Sunday, October 30, 2011

Nigerian political structures economically wasteful -Sanusi

The Governor of the Central Bank of Nigeria (CBN), Sanusi Lamido Sanusi yesterday said that the present political structures of Nigeria are too cumbersome and economically wasteful to guarantee rapid development of the country and a state of emergency should be declared in Nigeria’s educational sector because procrastination on the issue will inflict incalculable and irreversible damage in the nation.


Sanusi who spoke as the Guest Speaker on the occasion of the presentation of Professor Adamu Baike’s book, “Against All Odds” at Arewa House, Kaduna noted that the present 36 States are spending 96 percent of their revenues to pay salaries of their respective civil servants in an economy that is to develop on a long term basis, and posed a rhetorical question, “do we need 36 States, do we need the number of ministries that we have”?

He also pointed out that the federal government is spending 70 percent of its total revenue to pay workers’ salaries as well as taking care of the overhead cost, maintaining that it has denied the growth of some vital sectors of the socio-economy of the nation, leaving only 30 percent for 150 million Nigerians.

CBN Boss whose paper presentation was entitled, “Re-Invigorating Education in Nigeria”, lamented that there are 71,000 Nigerian students in Ghana who are paying not less than 155 billion naira as tuition annually, compared with the annual budget of 121 billion naira for the entire federal university education in Nigeria.

According to him, “Ultimately we will have to be confronted with the task of taking very difficult steps in looking at the political structures that we have. Do we need 36 States, do we need the number of ministries that we have. It is an economy in which states spend 96 percent of their revenues to pay their civil servants. Is this an economy that is likely to be developed in the long term?

“These are difficult questions that we need to ask, we have created states and local governments and ministry structures that are economically unviable, and the result is that we do not have funding for infrastructures, we do not have funding for education, we do not have funding for health.

“I don’t know how many people know that 70 percent of the total revenue of the Federal government is spent paying salaries and over head, and leaving the remaining 30 percent for 150 million Nigerians.

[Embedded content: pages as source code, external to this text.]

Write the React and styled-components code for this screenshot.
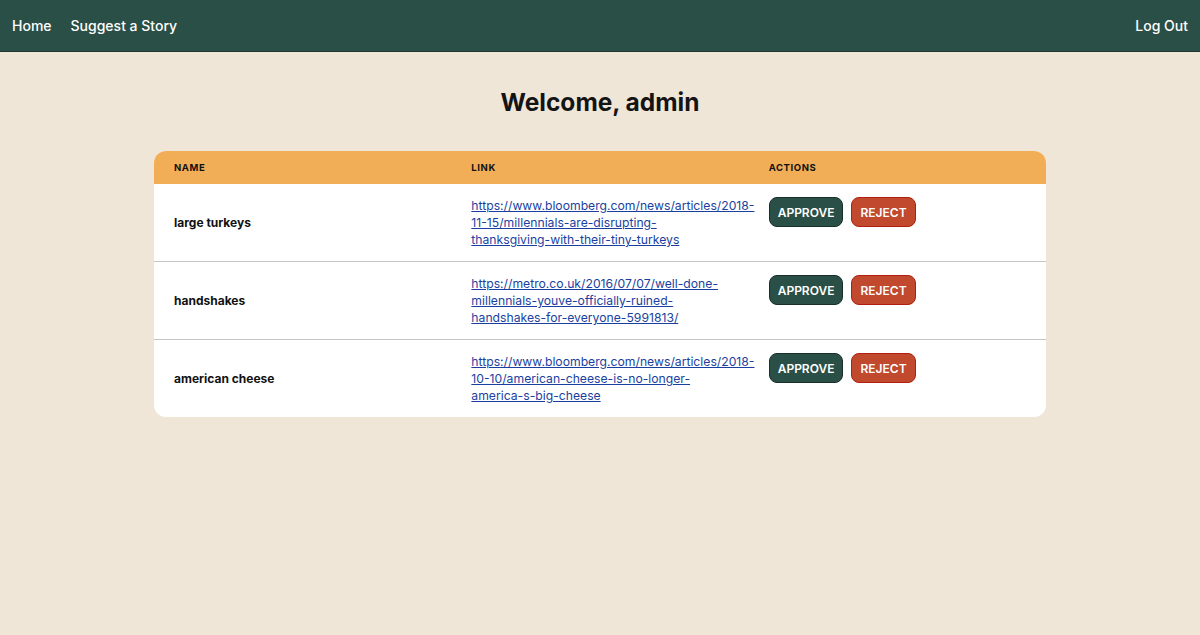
import React from 'react';
import styled, { createGlobalStyle } from 'styled-components';

const GlobalStyle = createGlobalStyle`
  body {
    margin: 0;
    background: #f0e6d8;
    font-family: Inter, "Noto Sans", sans-serif;
    color: #111;
  }
`;

const Nav = styled.nav`
  display: flex;
  align-items: center;
  justify-content: space-between;
  height: 51px;
  padding: 0 12px;
  background: #2a4f47;
  border-bottom: 1px solid #1c3630;
`;

const NavGroup = styled.div`
  display: flex;
  gap: 19px;
`;

const NavLink = styled.a`
  color: #fff;
  font-size: 14px;
  font-weight: 500;
  text-decoration: none;
  cursor: pointer;
`;

const Main = styled.main`
  display: flex;
  flex-direction: column;
  align-items: center;
  padding-top: 35px;
`;

const Title = styled.h1`
  margin: 0 0 34px;
  font-size: 24.5px;
  font-weight: 700;
  color: #141414;
`;

const Table = styled.table`
  width: 892px;
  border-collapse: separate;
  border-spacing: 0;
  background: #fff;
  border-radius: 12px;
  overflow: hidden;
  table-layout: fixed;
`;

const Th = styled.th`
  background: #f2ae57;
  text-align: left;
  font-size: 9.5px;
  font-weight: 700;
  letter-spacing: 0.6px;
  text-transform: uppercase;
  padding: 11px 10px 11px 20px;
  height: 11px;
`;

const Td = styled.td`
  padding: 13px 20px;
  vertical-align: ${(p) => (p.$top ? 'top' : 'middle')};
  border-top: ${(p) => (p.$first ? 'none' : '1px solid #c4c4c4')};
  font-size: 12px;
`;

const Name = styled.span`
  font-weight: 700;
`;

const StoryLink = styled.a`
  color: #1a3fa0;
  font-size: 12.2px;
  line-height: 17px;
  text-decoration: underline;
  white-space: normal;
`;

const Actions = styled.div`
  display: flex;
  gap: 8px;
`;

const Button = styled.button`
  height: 30px;
  padding: 0 8px;
  border-radius: 8px;
  font-family: inherit;
  font-size: 12px;
  font-weight: 600;
  text-transform: uppercase;
  color: #fff;
  background: ${(p) => (p.$danger ? '#c0492e' : '#2a4f47')};
  border: 1px solid ${(p) => (p.$danger ? '#b01f12' : '#1a2f2a')};
  cursor: pointer;
`;

const stories = [
  {
    name: 'large turkeys',
    url: 'https://www.bloomberg.com/news/articles/2018-11-15/millennials-are-disrupting-thanksgiving-with-their-tiny-turkeys',
  },
  {
    name: 'handshakes',
    url: 'https://metro.co.uk/2016/07/07/well-done-millennials-youve-officially-ruined-handshakes-for-everyone-5991813/',
  },
  {
    name: 'american cheese',
    url: 'https://www.bloomberg.com/news/articles/2018-10-10/american-cheese-is-no-longer-america-s-big-cheese',
  },
];

const App = () => (
  <>
    <GlobalStyle />
    <Nav>
      <NavGroup>
        <NavLink>Home</NavLink>
        <NavLink>Suggest a Story</NavLink>
      </NavGroup>
      <NavLink>Log Out</NavLink>
    </Nav>
    <Main>
      <Title>Welcome, admin</Title>
      <Table>
        <thead>
          <tr>
            <Th>Name</Th>
            <Th>Link</Th>
            <Th>Actions</Th>
          </tr>
        </thead>
        <tbody>
          {stories.map((s, i) => (
            <tr key={s.name}>
              <Td $first={i === 0}>
                <Name>{s.name}</Name>
              </Td>
              <Td $first={i === 0}>
                <StoryLink href={s.url}>{s.url}</StoryLink>
              </Td>
              <Td $first={i === 0} $top>
                <Actions>
                  <Button>Approve</Button>
                  <Button $danger>Reject</Button>
                </Actions>
              </Td>
            </tr>
          ))}
        </tbody>
      </Table>
    </Main>
  </>
);

export default App;
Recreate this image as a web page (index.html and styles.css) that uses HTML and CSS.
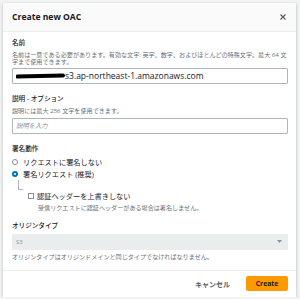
FILE: index.html
```html
<!DOCTYPE html>
<html lang="ja">
<head>
    <meta charset="UTF-8">
    <title>Create new OAC</title>
    <link rel="stylesheet" href="styles.css">
</head>
<body>
    <div class="modal">
        <div class="modal-header">
            <h2>Create new OAC</h2>
            <svg class="close" width="6" height="6" viewBox="0 0 6 6">
                <path d="M0.5 0.5 L5.5 5.5 M5.5 0.5 L0.5 5.5" stroke="#545b64" stroke-width="1.1"/>
            </svg>
        </div>

        <div class="modal-body">
            <div class="field">
                <div class="label">名前</div>
                <div class="hint">名前は一意である必要があります。有効な文字: 英字、数字、およびほとんどの特殊文字。最大 64 文字まで使用できます。</div>
                <div class="input"><span class="redacted"></span>s3.ap-northeast-1.amazonaws.com</div>
            </div>

            <div class="field">
                <div class="label">説明 - オプション</div>
                <div class="hint">説明には最大 256 文字を使用できます。</div>
                <div class="input placeholder">説明を入力</div>
            </div>

            <div class="field">
                <div class="label">署名動作</div>
                <div class="radio"><span class="dot"></span>リクエストに署名しない</div>
                <div class="radio"><span class="dot checked"></span>署名リクエスト (推奨)</div>
                <div class="tree"></div>
                <div class="check"><span class="box"></span>認証ヘッダーを上書きしない</div>
                <div class="hint sub">受信リクエストに認証ヘッダーがある場合は署名しません。</div>
            </div>

            <div class="field">
                <div class="label">オリジンタイプ</div>
                <div class="select">S3
                    <svg width="5" height="3" viewBox="0 0 5 3"><path d="M0 0 L5 0 L2.5 3 Z" fill="#879196"/></svg>
                </div>
                <div class="hint">オリジンタイプはオリジンドメインと同じタイプでなければなりません。</div>
            </div>
        </div>

        <div class="modal-footer">
            <span class="link-btn">キャンセル</span>
            <span class="primary-btn">Create</span>
        </div>
    </div>
</body>
</html>
```

FILE: styles.css
```css
:root {
    --text-color: #16191f;
    --hint-color: #687078;
    --border-color: #aab7b8;
    --divider: #eaeded;
}

* {
    box-sizing: border-box;
    margin: 0;
    padding: 0;
}

body {
    font-family: "Open Sans", "Noto Sans CJK JP", sans-serif;
    background: #f2f3f3;
    color: var(--text-color);
}

.modal {
    margin: 3px 0 0 3px;
    width: 293px;
    height: 294px;
    background: #fff;
    box-shadow: 0 1px 3px rgba(0, 0, 0, 0.25);
    display: flex;
    flex-direction: column;
}

.modal-header {
    height: 30px;
    background: #fafafa;
    border-bottom: 1px solid var(--divider);
    display: flex;
    align-items: center;
    justify-content: space-between;
    padding: 0 10px 0 9px;
}

h2 {
    font-size: 8.6px;
    font-weight: 700;
}

.modal-body {
    flex: 1;
    padding: 6px 8px 0 9px;
}

.field {
    margin-bottom: 10px;
}

.label {
    font-size: 6.6px;
    line-height: 10px;
    font-weight: 500;
}

.hint {
    font-size: 6.1px;
    line-height: 7px;
    color: var(--hint-color);
    margin-top: 3px;
}

.input {
    margin-top: 3px;
    height: 16px;
    border: 1px solid var(--border-color);
    border-radius: 1px;
    display: flex;
    align-items: center;
    padding-left: 3px;
    font-size: 8.5px;
}

.input.placeholder {
    margin-top: 4px;
    color: #879196;
    font-style: italic;
    font-family: "Noto Sans CJK JP", sans-serif;
    font-size: 6.3px;
}

.redacted {
    width: 49px;
    height: 4px;
    background: #000;
    border-radius: 2px 3px 3px 1px;
    transform: rotate(-1deg);
}

.radio {
    height: 12px;
    display: flex;
    align-items: center;
    font-size: 7.2px;
}

.field .label + .radio {
    margin-top: 2px;
}

.dot {
    width: 6px;
    height: 6px;
    border: 1px solid #879196;
    border-radius: 50%;
    margin-right: 5px;
}

.dot.checked {
    border: 2px solid #0073bb;
    background: #fff;
}

.tree {
    margin-left: 6px;
    width: 5px;
    height: 10px;
    border-left: 1px solid var(--border-color);
    border-bottom: 1px solid var(--border-color);
}

.check {
    height: 12px;
    padding-left: 16px;
    display: flex;
    align-items: center;
    font-size: 7.2px;
}

.box {
    width: 6px;
    height: 6px;
    border: 1px solid #879196;
    margin-right: 3px;
}

.hint.sub {
    margin-top: 2px;
    padding-left: 26px;
}

.select {
    margin-top: 3px;
    height: 16px;
    background: #eaeded;
    border-radius: 1px;
    display: flex;
    align-items: center;
    justify-content: space-between;
    padding: 0 6px 0 4px;
    font-size: 6px;
    color: #879196;
}

.modal-footer {
    height: 28px;
    border-top: 1px solid var(--divider);
    display: flex;
    align-items: center;
    justify-content: flex-end;
    gap: 16px;
    padding-right: 8px;
}

.link-btn {
    font-size: 7px;
    font-weight: 700;
    color: #545b64;
}

.primary-btn {
    width: 42px;
    height: 15px;
    background: #ff9900;
    border-radius: 2px;
    display: flex;
    align-items: center;
    justify-content: center;
    font-size: 6.8px;
    font-weight: 700;
}
```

“For example, according to a newspaper account, and quoting the chairman, committee of governing councils of Nigerian Federal Universities: “there are 71,000 Nigerian students in Ghana who pay not less than 155 billion naira as tuition annually, compared with the annual budget of 121 billion naira for the entire federal university education in Nigeria. Findings placed Nigeria third on the list of countries with the highest number of students studying overseas.